Former US governor sentenced in corruption case

Washington: A US federal judge Tuesday sentenced former Republican Virginia Gov. Robert McDonnell to two years in prison for accepting gifts and loans valued at some $177,000 over a two-year period in exchange for his support on certain matters. McDonnell, the first governor of Virginia to be convicted of a crime, was facing up to 12 years in federal prison for the 11 charges of which he was found guilty in September.

McDonnell said that he stood before the court with a "broken heart" and took full responsibility for his actions as governor shortly before federal Judge James R. Spencer handed down the sentence. The former governor, 60, was sentenced to two years in prison and two additional years on parole and it is expected that he will begin serving his sentence on Feb 9.

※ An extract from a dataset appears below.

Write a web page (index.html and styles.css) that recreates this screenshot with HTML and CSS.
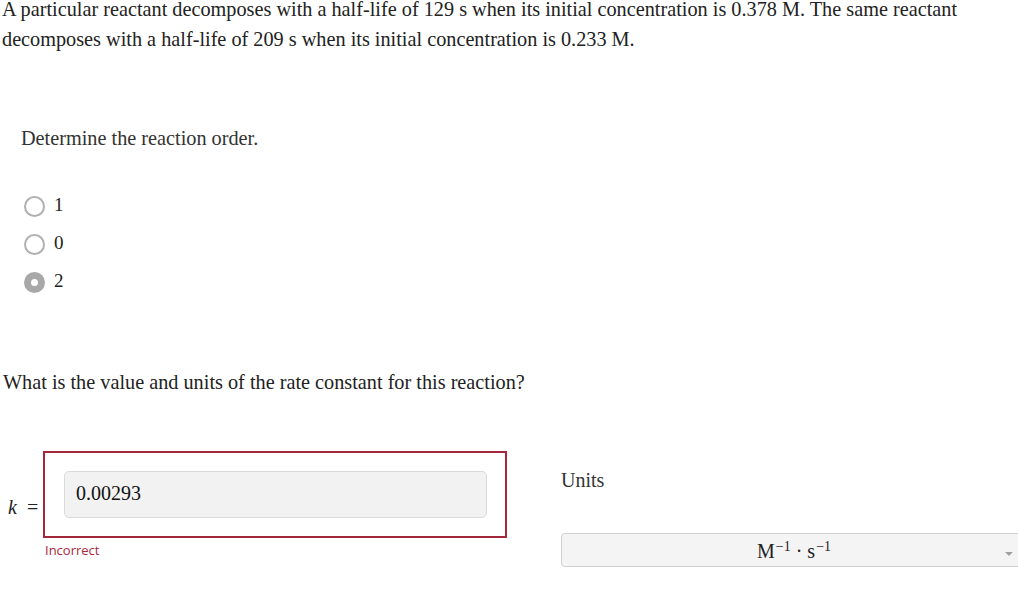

McDonnell and his wife Maureen were found guilty in September of the majority of the charges filed against them concerning accepting luxury gifts, clothing, travel and even loans from a rich Richmond, Virginia, businessman named Jonnie Williams in exchange for favors granted to the latter's companies.

The McDonnells' trial began in July and, in all, 67 witnesses provided testimony dissecting the relationship between the couple and Williams, the owner of the Star Scientific food products company. That firm received access to top officials and to the governor's mansion to hold promotional events for its food supplements, which have not been approved by the Food and Drug Administration.

Williams' firm also paid for the wedding expenses of one of the ex-governor's daughters, it was determined during the trial. Throughout the trial, however, the former governor insisted that he had done nothing illegal by accepting gifts and obtaining loans. Before the scandal, McDonnell was one of the most highly-respected Republican politicians and had even been touted as a possible presidential candidate in 2016.

His trial generated enormous media attention in the US and his attorneys have said that they will appeal the conviction, but - if they are unsuccessful with that appeal - they will also ask that he be able to serve his sentence in the prison in Petersburg, Virginia, so that he can be close to his family. The governor's wife, who was found guilty of nine counts, will be sentenced separately on Feb 20.